Simplicity contrasts with disunity
Such a simplicity contrasts, in the first place, with the disunity in the soul of those whose lives are filled, now by one thing, now by another; who lose themselves in the motley variegation of life, who do not seek for an integration of their actions and conduct by one dominant principle. A similar disunity is manifest in lives controlled by diverse and mutually contradictory currents, which develop side by side, each according to its immanent law, without being coordinated or confronted with the other. A person of this kind is said to be split; his life lacks inward unity. Such a deficiency often occurs in those who also lack consciousness and continuity.
Simplicity contrasts with psychological convolutedness
Secondly, true simplicity is opposed to complexity taken in a specific sense. Certain people are prevented by their various psychic complexes and tensions, from giving a plain response to the logos of a situation. Hence, instead of keeping on the straight road that points to the object, they are always compelled to choose bypaths and detours. Everywhere they come to grips with artificial problems and complications. Their inferiority complex, for instance, makes them feel embarrassed by a complaisance which would rejoice a healthier type of person, or makes them reciprocate it with some objectively incongruous act.

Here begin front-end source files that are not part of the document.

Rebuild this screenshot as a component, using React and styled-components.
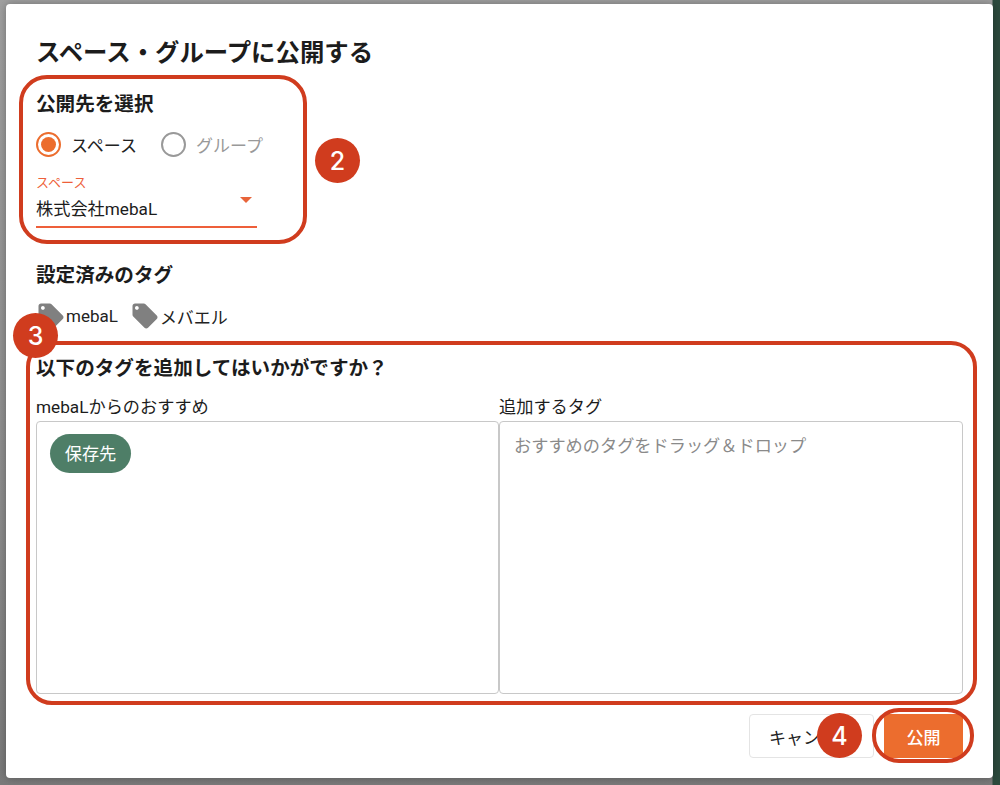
import React from 'react';
import styled, { createGlobalStyle } from 'styled-components';
import { MdLocalOffer } from 'react-icons/md';

const GlobalStyle = createGlobalStyle`
  html, body {
    margin: 0;
    height: 100%;
  }
  body {
    background: #8f8f8f;
    font-family: Roboto, "Noto Sans CJK JP", sans-serif;
    color: #1c1c1c;
    overflow: hidden;
  }
`;

const Backdrop = styled.div`
  width: 1000px;
  height: 785px;
  box-sizing: border-box;
  padding: 4px 7px 7px 6px;
  background:
    linear-gradient(to right, transparent 0, transparent 992px, #2c4a3d 993px),
    linear-gradient(to bottom, #a0a0a0 0, #8c8c8c 500px, #7a7a7a 100%);
`;

const Dialog = styled.section`
  position: relative;
  box-sizing: border-box;
  height: 100%;
  background: #fff;
  border-radius: 4px;
  padding: 34px 30px 0;
  display: flex;
  flex-direction: column;
  box-shadow: 0 0 8px rgba(0, 0, 0, 0.3);
`;

const Title = styled.h1`
  margin: 0;
  font-size: 24.4px;
  line-height: 30px;
  font-weight: 700;
`;

const SectionTitle = styled.h2`
  margin: ${(props) => props.$margin || '0'};
  font-size: 19.6px;
  line-height: 24px;
  font-weight: 700;
`;

const RadioRow = styled.div`
  display: flex;
  gap: 24px;
  margin-top: 14px;
  height: 26px;
`;

const RadioLabel = styled.label`
  display: flex;
  align-items: center;
  gap: 10px;
  font-size: 17px;
  color: ${(props) => (props.$checked ? '#222' : '#999')};
`;

const RadioMark = styled.span`
  box-sizing: border-box;
  width: 25px;
  height: 25px;
  border-radius: 50%;
  border: 2px solid ${(props) => (props.$checked ? '#ec6d2e' : '#999')};
  display: flex;
  align-items: center;
  justify-content: center;
  &::after {
    content: '';
    display: ${(props) => (props.$checked ? 'block' : 'none')};
    width: 15px;
    height: 15px;
    border-radius: 50%;
    background: #ec6d2e;
  }
`;

const SelectField = styled.div`
  position: relative;
  width: 221px;
  margin-top: 18px;
  height: 53px;
  box-sizing: border-box;
  border-bottom: 2px solid #ee5f3a;
`;

const SelectLabel = styled.div`
  font-size: 13px;
  line-height: 16px;
  color: #ee5f3a;
`;

const SelectValue = styled.div`
  font-size: 17.2px;
  line-height: 24px;
  margin-top: 6px;
`;

const SelectArrow = styled.span`
  position: absolute;
  right: 5px;
  top: 22px;
  width: 0;
  height: 0;
  border-left: 6px solid transparent;
  border-right: 6px solid transparent;
  border-top: 6px solid #e8643a;
`;

const TagRow = styled.div`
  display: flex;
  align-items: center;
  gap: 12px;
  margin-top: 13px;
  height: 30px;
  font-size: 17px;
`;

const Tag = styled.span`
  display: flex;
  align-items: center;
  color: #222;
  svg {
    color: #808080;
  }
`;

const Columns = styled.div`
  display: grid;
  grid-template-columns: 463px 464px;
  margin-top: 14px;
`;

const Column = styled.div`
  display: flex;
  flex-direction: column;
`;

const ColumnLabel = styled.div`
  font-size: 17.2px;
  line-height: 24px;
  height: 26px;
`;

const DropBox = styled.div`
  box-sizing: border-box;
  height: 273px;
  border: 1px solid #c8c8c8;
  border-radius: 4px;
  padding: 12px ${(props) => (props.$hint ? '14px' : '13px')};
  font-size: 17.2px;
  line-height: 24px;
  color: #8a8a8a;
`;

const Chip = styled.span`
  display: inline-flex;
  align-items: center;
  justify-content: center;
  width: 81px;
  height: 39px;
  border-radius: 20px;
  background: #4e7e67;
  color: #fff;
  font-size: 17.2px;
`;

const Footer = styled.div`
  display: flex;
  justify-content: flex-end;
  gap: 10px;
  margin-top: 20px;
`;

const Button = styled.button`
  box-sizing: border-box;
  height: 44px;
  border-radius: 4px;
  font-family: inherit;
  font-size: 17px;
  padding: 0;
  border: ${(props) => (props.$primary ? 'none' : '1px solid #e4e4e4')};
  background: ${(props) => (props.$primary ? '#ec6d2e' : '#fff')};
  color: ${(props) => (props.$primary ? '#fff' : '#222')};
  font-weight: ${(props) => (props.$primary ? 500 : 400)};
  width: ${(props) => (props.$primary ? '79px' : '125px')};
`;

const Callout = styled.div`
  position: absolute;
  box-sizing: border-box;
  left: ${(props) => props.$left}px;
  top: ${(props) => props.$top}px;
  width: ${(props) => props.$width}px;
  height: ${(props) => props.$height}px;
  border: 4px solid #d03c1e;
  border-radius: ${(props) => props.$radius}px;
  pointer-events: none;
`;

const Badge = styled.div`
  position: absolute;
  left: ${(props) => props.$left}px;
  top: ${(props) => props.$top}px;
  width: 45px;
  height: 45px;
  border-radius: 50%;
  background: #d03c1e;
  color: #fff;
  font-family: Inter, sans-serif;
  font-weight: 500;
  font-size: 25px;
  display: flex;
  align-items: center;
  justify-content: center;
`;

export default function App() {
  return (
    <>
      <GlobalStyle />
      <Backdrop>
        <Dialog>
          <Title>スペース・グループに公開する</Title>
          <SectionTitle $margin="25px 0 0">公開先を選択</SectionTitle>
          <RadioRow>
            <RadioLabel $checked>
              <RadioMark $checked />
              スペース
            </RadioLabel>
            <RadioLabel>
              <RadioMark />
              グループ
            </RadioLabel>
          </RadioRow>
          <SelectField>
            <SelectLabel>スペース</SelectLabel>
            <SelectValue>株式会社mebaL</SelectValue>
            <SelectArrow />
          </SelectField>
          <SectionTitle $margin="36px 0 0">設定済みのタグ</SectionTitle>
          <TagRow>
            <Tag>
              <MdLocalOffer size={30} />
              mebaL
            </Tag>
            <Tag>
              <MdLocalOffer size={30} />
              メバエル
            </Tag>
          </TagRow>
          <SectionTitle $margin="26px 0 0">以下のタグを追加してはいかがですか？</SectionTitle>
          <Columns>
            <Column>
              <ColumnLabel>mebaLからのおすすめ</ColumnLabel>
              <DropBox>
                <Chip>保存先</Chip>
              </DropBox>
            </Column>
            <Column>
              <ColumnLabel>追加するタグ</ColumnLabel>
              <DropBox $hint>おすすめのタグをドラッグ＆ドロップ</DropBox>
            </Column>
          </Columns>
          <Footer>
            <Button>キャンセル</Button>
            <Button $primary>公開</Button>
          </Footer>
          <Callout $left={13} $top={71} $width={288} $height={169} $radius={28} />
          <Callout $left={20} $top={337} $width={951} $height={364} $radius={26} />
          <Callout $left={866} $top={704} $width={102} $height={55} $radius={27} />
          <Badge $left={309} $top={134}>2</Badge>
          <Badge $left={7} $top={309}>3</Badge>
          <Badge $left={811} $top={709}>4</Badge>
        </Dialog>
      </Backdrop>
    </>
  );
}
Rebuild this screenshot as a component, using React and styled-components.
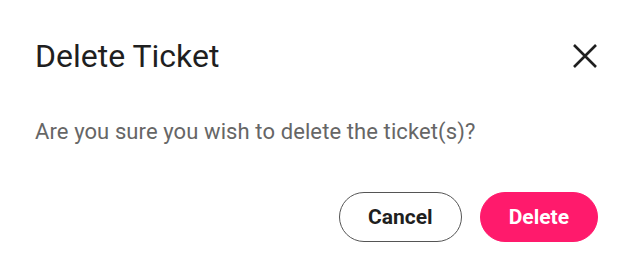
import styled, { createGlobalStyle } from "styled-components";

const Global = createGlobalStyle`
  body {
    margin: 0;
    background: #fff;
    font-family: Roboto, "Liberation Sans", sans-serif;
  }
`;

const Dialog = styled.div`
  width: 632px;
  height: 276px;
  box-sizing: border-box;
  padding: 38px 34px 0 35px;
  display: flex;
  flex-direction: column;
`;

const Header = styled.div`
  display: flex;
  align-items: center;
  justify-content: space-between;
  height: 36px;
`;

const Title = styled.h2`
  margin: 0;
  font-size: 32px;
  font-weight: 400;
  color: #1f1f1f;
`;

const CloseButton = styled.button`
  border: 0;
  background: none;
  padding: 0;
  width: 26px;
  height: 26px;
  display: flex;
  align-items: center;
  justify-content: center;
  cursor: pointer;
`;

const Message = styled.p`
  margin: 44px 0 0;
  font-size: 22px;
  letter-spacing: 0.1px;
  color: #666;
  line-height: 28px;
`;

const Actions = styled.div`
  display: flex;
  justify-content: flex-end;
  gap: 18px;
  margin-top: 46px;
`;

const Button = styled.button`
  height: 50px;
  padding: 0 28px;
  border-radius: 25px;
  font-family: Roboto, "Liberation Sans", sans-serif;
  font-size: 21px;
  font-weight: 700;
  cursor: pointer;
  border: 1px solid ${(p) => (p.$primary ? "#ff1a6c" : "#555")};
  background: ${(p) => (p.$primary ? "#ff1a6c" : "#fff")};
  color: ${(p) => (p.$primary ? "#fff" : "#1f1f1f")};
`;

export default function App() {
  return (
    <>
      <Global />
      <Dialog>
        <Header>
          <Title>Delete Ticket</Title>
          <CloseButton aria-label="Close">
            <svg width="26" height="26" viewBox="0 0 26 26">
              <path d="M2 2 L24 24 M24 2 L2 24" stroke="#1f1f1f" strokeWidth="2.6" />
            </svg>
          </CloseButton>
        </Header>
        <Message>Are you sure you wish to delete the ticket(s)?</Message>
        <Actions>
          <Button>Cancel</Button>
          <Button $primary>Delete</Button>
        </Actions>
      </Dialog>
    </>
  );
}
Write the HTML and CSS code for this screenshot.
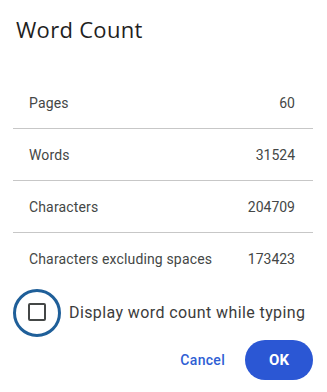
FILE: index.html
```html
<!DOCTYPE html>
<html>
<head>
<meta charset="utf-8">
<link rel="stylesheet" href="styles.css">
</head>
<body>
<div class="dialog">
  <h1 class="title">Word Count</h1>
  <div class="stats">
    <div class="row"><span class="label">Pages</span><span>60</span></div>
    <div class="row"><span class="label">Words</span><span>31524</span></div>
    <div class="row"><span class="label">Characters</span><span>204709</span></div>
    <div class="row"><span class="label">Characters excluding spaces</span><span>173423</span></div>
  </div>
  <label class="check">
    <span class="ring"><span class="box"></span></span>
    <span class="check-label">Display word count while typing</span>
  </label>
  <div class="actions">
    <button class="btn-text">Cancel</button>
    <button class="btn-primary">OK</button>
  </div>
</div>
</body>
</html>
```
FILE: styles.css
```css
html, body {
  margin: 0;
  padding: 0;
  background: #ffffff;
}
.dialog {
  width: 327px;
  height: 392px;
  box-sizing: border-box;
  padding: 14px 14px 0 13px;
  font-family: Roboto, "Liberation Sans", sans-serif;
}
.title {
  margin: 0 0 0 3px;
  font-family: "Open Sans", sans-serif;
  font-weight: 400;
  font-size: 22px;
  line-height: 30px;
  color: #1f1f1f;
  letter-spacing: 0.3px;
}
.stats {
  margin-top: 33px;
  width: 300px;
}
.row {
  height: 52px;
  display: flex;
  align-items: center;
  justify-content: space-between;
  padding: 0 18px 0 16px;
  font-size: 14px;
  color: #444746;
  border-bottom: 1px solid #c7c7c7;
  box-sizing: border-box;
}
.label {
  letter-spacing: 0.15px;
}
.row:last-child {
  border-bottom: none;
}
.check {
  display: flex;
  align-items: center;
  margin-top: 4px;
}
.ring {
  width: 48px;
  height: 48px;
  box-sizing: border-box;
  border: 3px solid #1f5f99;
  border-radius: 50%;
  display: flex;
  align-items: center;
  justify-content: center;
}
.box {
  width: 18px;
  height: 18px;
  box-sizing: border-box;
  border: 2px solid #444746;
  border-radius: 2px;
  margin-top: -3px;
}
.check-label {
  margin-left: 8px;
  font-size: 16px;
  color: #3c3c3c;
  letter-spacing: 0.4px;
  margin-top: -2px;
}
.actions {
  display: flex;
  justify-content: flex-end;
  align-items: center;
  margin-top: 3px;
  width: 300px;
  gap: 20px;
}
.btn-text {
  border: none;
  background: none;
  padding: 0;
  font-family: Roboto, sans-serif;
  font-weight: 500;
  font-size: 14px;
  letter-spacing: 0.3px;
  color: #2f5fd4;
}
.btn-primary {
  border: none;
  width: 68px;
  height: 40px;
  border-radius: 20px;
  background: #2b57d4;
  color: #ffffff;
  font-family: Roboto, sans-serif;
  font-weight: 700;
  font-size: 15px;
}
```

They are deformed by their inhibitions and are continually delayed in their reactions by many unnecessary sentiments. Everything becomes thus over-complicated: a huge amount of time is wasted on the simplest things and the most unequivocal tasks are denatured into portentous problems. Their false way of being conscious, in the sense of an ever-present reflectiveness, is often responsible for such people’s lack of simplicity. They are, as Shakespeare says in Hamlet, “sicklied o’er with the pale cast of thought.”
Simplicity does not mistake complexity for profundity
Or again, a man may develop a predilection for complicating as many things as possible because he mistakes complexity for profundity. This species of complexity, unlike the aforementioned one, is more or less an appanage of the intellectual. Its lover prefers obscurity to clarity; he is liable to credit oracular stammerings with profundity and to dismiss whatever is unequivocally and tersely enounced as trivial. He thus tends to make everything appear more complicated than it really is and consequently falls short of an adequate knowledge of reality.
For such people are blind to the trait of simplicity associated with the metaphysical wealth and height of being; they overlook the metaphysical law that the higher a thing is the simpler it is, in a sense—in the sense of inner unity, as expressed by the dictum, “simplicity is the seal of verity.” They are insensitive to the value of true simplicity.